Creation Story
John Constantine is Alan Moore’s design for a British working-class occultist who could operate within DC’s supernatural framework without being a superhero. Moore had been writing The Saga of the Swamp Thing since 1984 and was looking for a recurring occult-adjacent supporting character for the American Gothic arc he was building toward. Stephen Bissette and John Totleben designed the visual character at Moore’s request: a blonde English man in a trenchcoat, deliberately modeled after Sting, the English musician who was at peak visibility in the mid-1980s.
The Saga of the Swamp Thing #25 (June 1984) contains Constantine’s first cameo: an unnamed silhouetted figure in the final pages, barely visible, introduced as a character the reader would learn about later. The character appears in the background of several subsequent issues before being named and given full visual treatment in The Saga of the Swamp Thing #37 (June 1985). Moore’s American Gothic arc (issues #37 through #50) uses Constantine as Swamp Thing’s occult guide, introducing him as a working-class Liverpool-born magician with dangerous competence and a habit of getting the people around him killed.
The character was popular enough that DC commissioned a solo title. Hellblazer #1 (January 1988) launched under the new mature-readers framework that would become Vertigo in 1993. Jamie Delano wrote; John Ridgway pencilled the first issue. Hellblazer ran 300 issues through 2013, one of the longest continuous runs in Vertigo’s history.
The Ennis era
Garth Ennis took over Hellblazer with issue #41 (May 1991) and wrote through issue #83 (November 1994). His run is widely regarded as the definitive Hellblazer era. The “Dangerous Habits” arc (Hellblazer #41 to #46) is the most-cited Constantine story: Constantine is dying of lung cancer and tricks the three Lords of Hell (Lucifer, Beelzebub, Azazel) into curing him by forcing them to recognize that civil war for his soul would follow if he died. The arc established the character’s defining trick-the-devil framework.
Subsequent Hellblazer writers (Paul Jenkins, Warren Ellis, Brian Azzarello, Mike Carey, Andy Diggle, Peter Milligan, Peter Tomasi) each brought distinct takes to the character across the 1990s and 2000s. The book’s consistent tone across decades is unusual in mainstream comics.
The adaptations
Constantine (2005) with Keanu Reeves Americanized the character but has developed a cult following. Reeves is confirmed to return in a 2026 sequel.
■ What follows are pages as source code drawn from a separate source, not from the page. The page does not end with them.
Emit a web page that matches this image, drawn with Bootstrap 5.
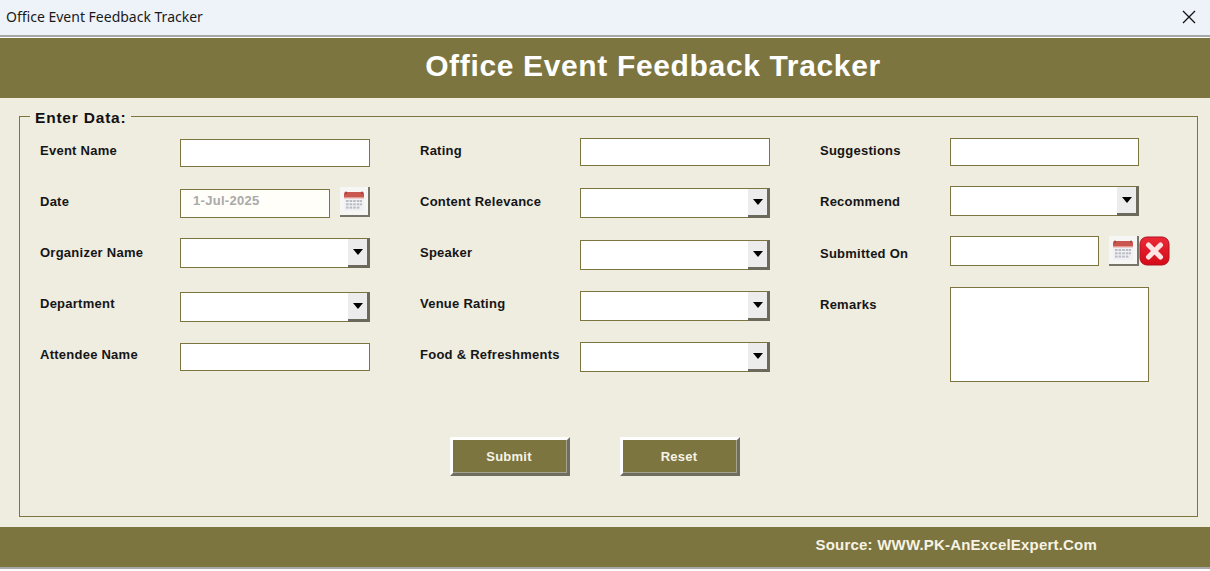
<!DOCTYPE html>
<html lang="en">
<head>
<meta charset="utf-8">
<title>Office Event Feedback Tracker</title>
<link href="https://cdn.jsdelivr.net/npm/bootstrap@5.3.0/dist/css/bootstrap.min.css" rel="stylesheet">
<style>
html,body{height:571px;overflow:hidden}
body{width:1210px;background:#fff;font-family:"Liberation Sans",Arial,sans-serif;color:#111}
.winbar{height:35px;background:#eef3fa;font-family:"Noto Sans",sans-serif;font-size:14px;color:#1a1a1a;padding:0 14px 2px 6px}
.winline{height:2px;background:#a8a8a8;margin-bottom:1px}
.headbar{height:60px;background:#7d7540;color:#fff;font-size:30px;font-weight:700;letter-spacing:.65px;padding:0 0 6px 96px}
.formbody{height:429px;background:#efece0;padding:18px 12px 10px 19px}
.entry{height:401px;border:1px solid #7d7540;margin:0;padding:0 0 0 20px;min-width:0;position:relative}
.entry legend{float:none;width:auto;margin:0 0 0 11px;padding:0 5px;font-size:15.5px;font-weight:700;letter-spacing:.8px;line-height:18px;position:absolute;top:-8px;left:-1px;background:#efece0}
.fieldcols{padding-top:8px}
.fcol{display:flex}
.fcol1{width:380px}.fcol2{width:400px}
.labs1{width:140px}.labs2{width:160px}.labs3{width:130px}
.lab{height:51px;display:flex;align-items:center;font-size:13px;font-weight:700;letter-spacing:.25px;margin:0;color:#151515}
.labs3 .lab:nth-child(3){margin-top:1px;height:51px}
.ctrls{display:flex;flex-direction:column;align-items:flex-start;padding-top:13px}
.form-control.box{border:1px solid #7d7540;border-radius:0;background:#fff;padding:0 12px;font-size:13px;box-shadow:none;height:28px;min-height:0}
.form-control.boxdate{height:29px;width:150px;background:#fffef8;color:#a9a9a9;font-weight:700;letter-spacing:.3px;padding-bottom:6px}
.form-control.boxshort{width:149px;height:30px}
.form-control.boxnote{width:199px;height:95px;resize:none}
.w190{width:190px}.w189{width:189px}
.combo{height:30px;flex-wrap:nowrap}
.combo .form-control.box{height:30px;border-right:0}
.dropbtn{width:22px;height:30px;padding:0;background:#ececec;border:0;border-top:1px solid #7d7540;border-right:3px solid #6b695c;border-bottom:3px solid #6b695c;border-radius:0;display:flex;align-items:center;justify-content:center}
.tool{width:30px;height:30px;padding:0;background:#f6f6f4;border:0;border-right:2px solid #77756a;border-bottom:2px solid #77756a;border-radius:0;display:flex;align-items:center;justify-content:center}
.toolx{width:31px;height:30px;padding:0;border:0;background:none;display:block}
.gap21{margin-top:21px}.gap22{margin-top:22px}.gap20{margin-top:20px}.gap24{margin-top:24px}.gap1{margin-top:1px}
.lift2{margin-top:-2px}
.ml10{margin-left:10px}
.actions{padding-top:55px;padding-left:410px;gap:50px}
.actbtn{width:120px;height:39px;background:#7d7540;color:#f6f3e4;border:0;border-radius:0;font-size:13px;font-weight:700;letter-spacing:.25px;padding:0 2px 0 0;border-top:3px solid #fff;border-left:3px solid #fff;border-right:3px solid #6f6d60;border-bottom:3px solid #6f6d60;box-shadow:inset -1px -1px 0 #a5a28f}
.actbtn:hover{background:#7d7540;color:#f6f3e4}
.footbar{height:40px;background:#7d7540;color:#f6f3e4;font-size:15px;font-weight:700;letter-spacing:.2px;padding:0 113px 3px 0}
.footline{height:2px;background:#a8a8a8;margin-bottom:2px}
</style>
</head>
<body>
<div class="winbar d-flex align-items-center justify-content-between">
  <span>Office Event Feedback Tracker</span>
  <svg width="14" height="14" viewBox="0 0 14 14" aria-label="Close"><path d="M1 1L13 13M13 1L1 13" stroke="#111" stroke-width="1.3" fill="none"/></svg>
</div>
<div class="winline"></div>
<header class="headbar d-flex align-items-center justify-content-center">Office Event Feedback Tracker</header>
<main class="formbody">
  <fieldset class="entry">
    <legend>Enter Data:</legend>
    <div class="d-flex fieldcols">
      <div class="fcol fcol1">
        <div class="labs1">
          <label class="lab">Event Name</label>
          <label class="lab">Date</label>
          <label class="lab">Organizer Name</label>
          <label class="lab">Department</label>
          <label class="lab">Attendee Name</label>
        </div>
        <div class="ctrls">
          <input class="form-control box w190 gap1" type="text">
          <div class="d-flex gap22 align-items-start">
            <input class="form-control box boxdate" type="text" value="1-Jul-2025">
            <button class="btn tool ml10 lift2" type="button" aria-label="Calendar"><svg width="24" height="24" viewBox="0 0 24 24"><rect x="2" y="3" width="20" height="19" rx="1.5" fill="#f1f1f3"/><rect x="2" y="3" width="20" height="6" rx="1.5" fill="#c9574f"/><rect x="2" y="8" width="20" height="1.4" fill="#e39a90"/><path d="M4 2.5V5M20 2.5V5" stroke="#8f2f2a" stroke-width="1"/><g fill="#b9bcc4"><rect x="4" y="11" width="2.6" height="2"/><rect x="7.6" y="11" width="2.6" height="2"/><rect x="11.2" y="11" width="2.6" height="2"/><rect x="14.8" y="11" width="2.6" height="2"/><rect x="18" y="11" width="2" height="2"/><rect x="4" y="14.3" width="2.6" height="2"/><rect x="7.6" y="14.3" width="2.6" height="2"/><rect x="11.2" y="14.3" width="2.6" height="2"/><rect x="14.8" y="14.3" width="2.6" height="2"/><rect x="18" y="14.3" width="2" height="2"/><rect x="4" y="17.6" width="2.6" height="2"/><rect x="7.6" y="17.6" width="2.6" height="2"/><rect x="11.2" y="17.6" width="2.6" height="2"/><rect x="14.8" y="17.6" width="2.6" height="2"/></g></svg></button>
          </div>
          <div class="input-group combo w190 gap20"><input class="form-control box" type="text"><button class="btn dropbtn" type="button" aria-label="Open"><svg width="10" height="6" viewBox="0 0 10 6"><path d="M0 0H10L5 6Z" fill="#000"/></svg></button></div>
          <div class="input-group combo w190 gap24"><input class="form-control box" type="text"><button class="btn dropbtn" type="button" aria-label="Open"><svg width="10" height="6" viewBox="0 0 10 6"><path d="M0 0H10L5 6Z" fill="#000"/></svg></button></div>
          <input class="form-control box w190 gap21" type="text">
        </div>
      </div>
      <div class="fcol fcol2">
        <div class="labs2">
          <label class="lab">Rating</label>
          <label class="lab">Content Relevance</label>
          <label class="lab">Speaker</label>
          <label class="lab">Venue Rating</label>
          <label class="lab">Food &amp; Refreshments</label>
        </div>
        <div class="ctrls">
          <input class="form-control box w190" type="text">
          <div class="input-group combo w190 gap22"><input class="form-control box" type="text"><button class="btn dropbtn" type="button" aria-label="Open"><svg width="10" height="6" viewBox="0 0 10 6"><path d="M0 0H10L5 6Z" fill="#000"/></svg></button></div>
          <div class="input-group combo w190 gap22"><input class="form-control box" type="text"><button class="btn dropbtn" type="button" aria-label="Open"><svg width="10" height="6" viewBox="0 0 10 6"><path d="M0 0H10L5 6Z" fill="#000"/></svg></button></div>
          <div class="input-group combo w190 gap21"><input class="form-control box" type="text"><button class="btn dropbtn" type="button" aria-label="Open"><svg width="10" height="6" viewBox="0 0 10 6"><path d="M0 0H10L5 6Z" fill="#000"/></svg></button></div>
          <div class="input-group combo w190 gap21"><input class="form-control box" type="text"><button class="btn dropbtn" type="button" aria-label="Open"><svg width="10" height="6" viewBox="0 0 10 6"><path d="M0 0H10L5 6Z" fill="#000"/></svg></button></div>
        </div>
      </div>
      <div class="fcol">
        <div class="labs3">
          <label class="lab">Suggestions</label>
          <label class="lab">Recommend</label>
          <label class="lab">Submitted On</label>
          <label class="lab">Remarks</label>
        </div>
        <div class="ctrls">
          <input class="form-control box w189" type="text">
          <div class="input-group combo w189 gap20"><input class="form-control box" type="text"><button class="btn dropbtn" type="button" aria-label="Open"><svg width="10" height="6" viewBox="0 0 10 6"><path d="M0 0H10L5 6Z" fill="#000"/></svg></button></div>
          <div class="d-flex gap20">
            <input class="form-control box boxshort" type="text">
            <button class="btn tool ml10" type="button" aria-label="Calendar"><svg width="24" height="24" viewBox="0 0 24 24"><rect x="2" y="3" width="20" height="19" rx="1.5" fill="#f1f1f3"/><rect x="2" y="3" width="20" height="6" rx="1.5" fill="#c9574f"/><rect x="2" y="8" width="20" height="1.4" fill="#e39a90"/><path d="M4 2.5V5M20 2.5V5" stroke="#8f2f2a" stroke-width="1"/><g fill="#b9bcc4"><rect x="4" y="11" width="2.6" height="2"/><rect x="7.6" y="11" width="2.6" height="2"/><rect x="11.2" y="11" width="2.6" height="2"/><rect x="14.8" y="11" width="2.6" height="2"/><rect x="18" y="11" width="2" height="2"/><rect x="4" y="14.3" width="2.6" height="2"/><rect x="7.6" y="14.3" width="2.6" height="2"/><rect x="11.2" y="14.3" width="2.6" height="2"/><rect x="14.8" y="14.3" width="2.6" height="2"/><rect x="18" y="14.3" width="2" height="2"/><rect x="4" y="17.6" width="2.6" height="2"/><rect x="7.6" y="17.6" width="2.6" height="2"/><rect x="11.2" y="17.6" width="2.6" height="2"/><rect x="14.8" y="17.6" width="2.6" height="2"/></g></svg></button>
            <button class="btn toolx" type="button" aria-label="Clear"><svg width="31" height="30" viewBox="0 0 31 30"><defs><linearGradient id="rg" x1="0" y1="0" x2="0" y2="1"><stop offset="0" stop-color="#ea2a38"/><stop offset="1" stop-color="#d60a18"/></linearGradient></defs><rect x="1" y="1" width="29" height="28" rx="7" fill="url(#rg)" stroke="#b0101c"/><path d="M9.5 9L21.5 21M21.5 9L9.5 21" stroke="#fde4e2" stroke-width="5" stroke-linecap="round"/></svg></button>
          </div>
          <textarea class="form-control box boxnote gap21"></textarea>
        </div>
      </div>
    </div>
    <div class="d-flex actions">
      <button class="btn actbtn" type="button">Submit</button>
      <button class="btn actbtn" type="button">Reset</button>
    </div>
  </fieldset>
</main>
<footer class="footbar d-flex align-items-center justify-content-end">Source: WWW.PK-AnExcelExpert.Com</footer>
<div class="footline"></div>
</body>
</html>
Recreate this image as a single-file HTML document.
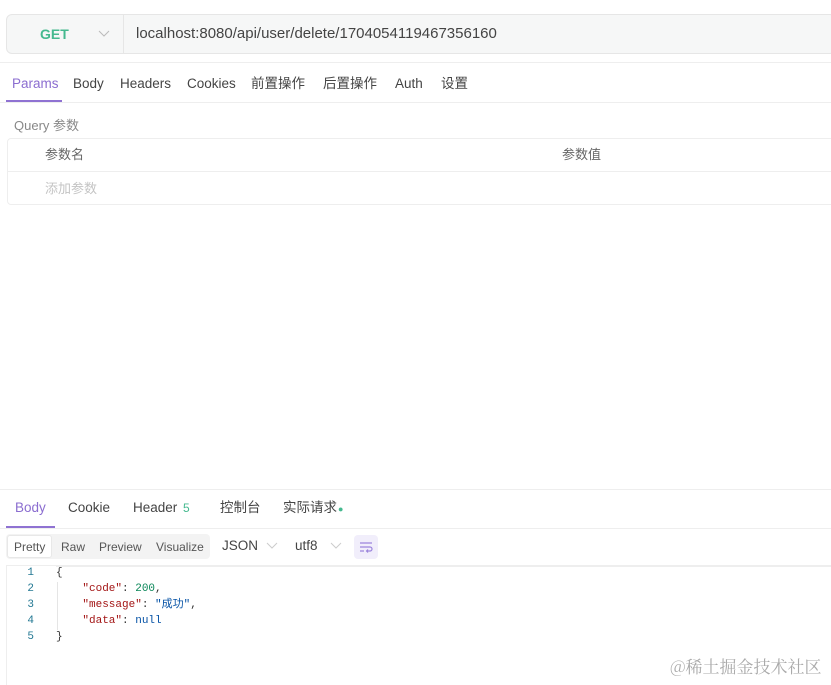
<!DOCTYPE html>
<html><head><meta charset="utf-8"><style>
*{margin:0;padding:0;box-sizing:border-box}
body{width:831px;height:684px;background:#fff;position:relative;overflow:hidden;font-family:"Liberation Sans","Noto Sans CJK SC",sans-serif;color:#333}
.a{position:absolute;white-space:nowrap;line-height:18px}
.t{font-size:13.5px;color:#444}
.mono{font-family:"Liberation Mono","Noto Sans CJK SC",monospace;font-size:11px}
</style></head><body>
<div class="a" style="left:6px;top:14px;width:830px;height:40px;background:#f6f7f7;border:1px solid #e6e6e6;border-radius:6px"></div>
<div class="a" style="left:123px;top:15px;width:1px;height:38px;background:#e6e6e6"></div>
<div class="a" style="left:40px;top:25px;font-size:14px;font-weight:bold;color:#45b98f">GET</div>
<svg class="a" style="left:98px;top:29px" width="12" height="10"><path d="M1 2 L6 7 L11 2" fill="none" stroke="#bbb" stroke-width="1"/></svg>
<div class="a" style="left:136px;top:25px;font-size:15px;color:#444">localhost:8080/api/user/delete/1704054119467356160</div>
<div class="a" style="left:0;top:62px;width:831px;height:1px;background:#eee"></div>
<div class="a t" style="left:12px;top:75px;color:#8b6dd0">Params</div>
<div class="a t" style="left:73px;top:75px">Body</div>
<div class="a t" style="left:120px;top:75px">Headers</div>
<div class="a t" style="left:187px;top:75px">Cookies</div>
<div class="a t" style="left:251px;top:75px">前置操作</div>
<div class="a t" style="left:323px;top:75px">后置操作</div>
<div class="a t" style="left:395px;top:75px">Auth</div>
<div class="a t" style="left:441px;top:75px">设置</div>
<div class="a" style="left:6px;top:100px;width:56px;height:2px;background:#8f72d2"></div>
<div class="a" style="left:0;top:102px;width:831px;height:1px;background:#eee"></div>
<div class="a" style="left:14px;top:117px;font-size:13px;color:#888">Query 参数</div>
<div class="a" style="left:7px;top:138px;width:830px;height:67px;border:1px solid #eee;border-radius:4px"></div>
<div class="a" style="left:7px;top:171px;width:830px;height:1px;background:#eee"></div>
<div class="a" style="left:45px;top:146px;font-size:13px;color:#666">参数名</div>
<div class="a" style="left:562px;top:146px;font-size:13px;color:#666">参数值</div>
<div class="a" style="left:45px;top:180px;font-size:13px;color:#c4c4c4">添加参数</div>
<div class="a" style="left:0;top:489px;width:831px;height:1px;background:#eee"></div>
<div class="a t" style="left:15px;top:499px;color:#8b6dd0">Body</div>
<div class="a t" style="left:68px;top:499px">Cookie</div>
<div class="a t" style="left:133px;top:499px">Header <span style="color:#45b98f;font-size:12px;margin-left:2px">5</span></div>
<div class="a t" style="left:220px;top:499px">控制台</div>
<div class="a t" style="left:283px;top:499px">实际请求<span style="color:#45b98f;font-size:9px;margin-left:1px">●</span></div>
<div class="a" style="left:6px;top:526px;width:49px;height:2px;background:#8f72d2"></div>
<div class="a" style="left:0;top:528px;width:831px;height:1px;background:#eee"></div>
<div class="a" style="left:6px;top:534px;width:204px;height:25px;background:#f3f3f3;border-radius:4px"></div>
<div class="a" style="left:7px;top:535px;width:45px;height:23px;background:#fff;border:1px solid #e8e8e8;border-radius:3px"></div>
<div class="a" style="left:14px;top:538px;font-size:12px;color:#555">Pretty</div>
<div class="a" style="left:61px;top:538px;font-size:12px;color:#555">Raw</div>
<div class="a" style="left:99px;top:538px;font-size:12px;color:#555">Preview</div>
<div class="a" style="left:156px;top:538px;font-size:12px;color:#555">Visualize</div>
<div class="a" style="left:222px;top:537px;font-size:13.5px;color:#444">JSON</div>
<svg class="a" style="left:266px;top:541px" width="12" height="10"><path d="M1 2 L6 7 L11 2" fill="none" stroke="#ccc"/></svg>
<div class="a" style="left:295px;top:537px;font-size:13.5px;color:#444">utf8</div>
<svg class="a" style="left:330px;top:541px" width="12" height="10"><path d="M1 2 L6 7 L11 2" fill="none" stroke="#ccc"/></svg>
<div class="a" style="left:354px;top:535px;width:24px;height:24px;background:#f1eefb;border-radius:4px"></div>
<svg class="a" style="left:359px;top:540px" width="14" height="14"><path d="M1 3H13M1 7H11a2 2 0 0 1 0 4H8M1 11H5M9 9.5L7.5 11 9 12.5" fill="none" stroke="#9c85dc" stroke-width="1.2"/></svg>
<div class="a" style="left:6px;top:565px;width:830px;height:1px;background:#eee"></div>
<div class="a" style="left:56px;top:566px;width:780px;height:1px;background:#eee"></div>
<div class="a" style="left:6px;top:565px;width:1px;height:120px;background:#eee"></div>
<div class="a" style="left:57px;top:582px;width:1px;height:48px;background:#e5e5e5"></div>
<div class="a mono" style="left:20px;top:565px;line-height:16px;color:#237893;text-align:right;width:14px">1<br>2<br>3<br>4<br>5</div>
<div class="a mono" style="left:56px;top:565px;line-height:16px;color:#333">{<br>&nbsp;&nbsp;&nbsp;&nbsp;<span style="color:#a31515">"code"</span>: <span style="color:#098658">200</span>,<br>&nbsp;&nbsp;&nbsp;&nbsp;<span style="color:#a31515">"message"</span>: <span style="color:#0451a5">"成功"</span>,<br>&nbsp;&nbsp;&nbsp;&nbsp;<span style="color:#a31515">"data"</span>: <span style="color:#0451a5">null</span><br>}</div>
<div class="a" style="left:670px;top:656px;font-size:17px;line-height:20px;color:#aaa;font-family:'Noto Serif CJK SC',serif">@稀土掘金技术社区</div>
</body></html>
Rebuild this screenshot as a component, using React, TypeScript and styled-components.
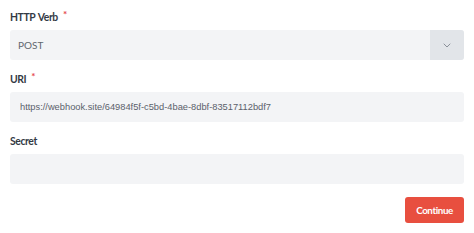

Matt Ryan’s Constantine (NBC, 2014) is widely regarded as the most faithful screen performance. The show was cancelled after one season, but Ryan continued the role across Arrow, Legends of Tomorrow, multiple DC animated films, and the 2024 Constantine: The House of Mystery animated series.
Collector context
The Saga of the Swamp Thing #37 is the Constantine Copper Age key. High-grade CGC 9.8 copies have crossed $1,500 at auction. The book’s value moved with each major adaptation.
Secondary keys: The Saga of the Swamp Thing #25 (cameo) is a cheaper entry for collectors targeting the technical first. Hellblazer #1 (1988) is the first solo title and a collector target for Vertigo-imprint collectors specifically. Hellblazer #41 (1991) starts the Ennis run and is an era-starting key.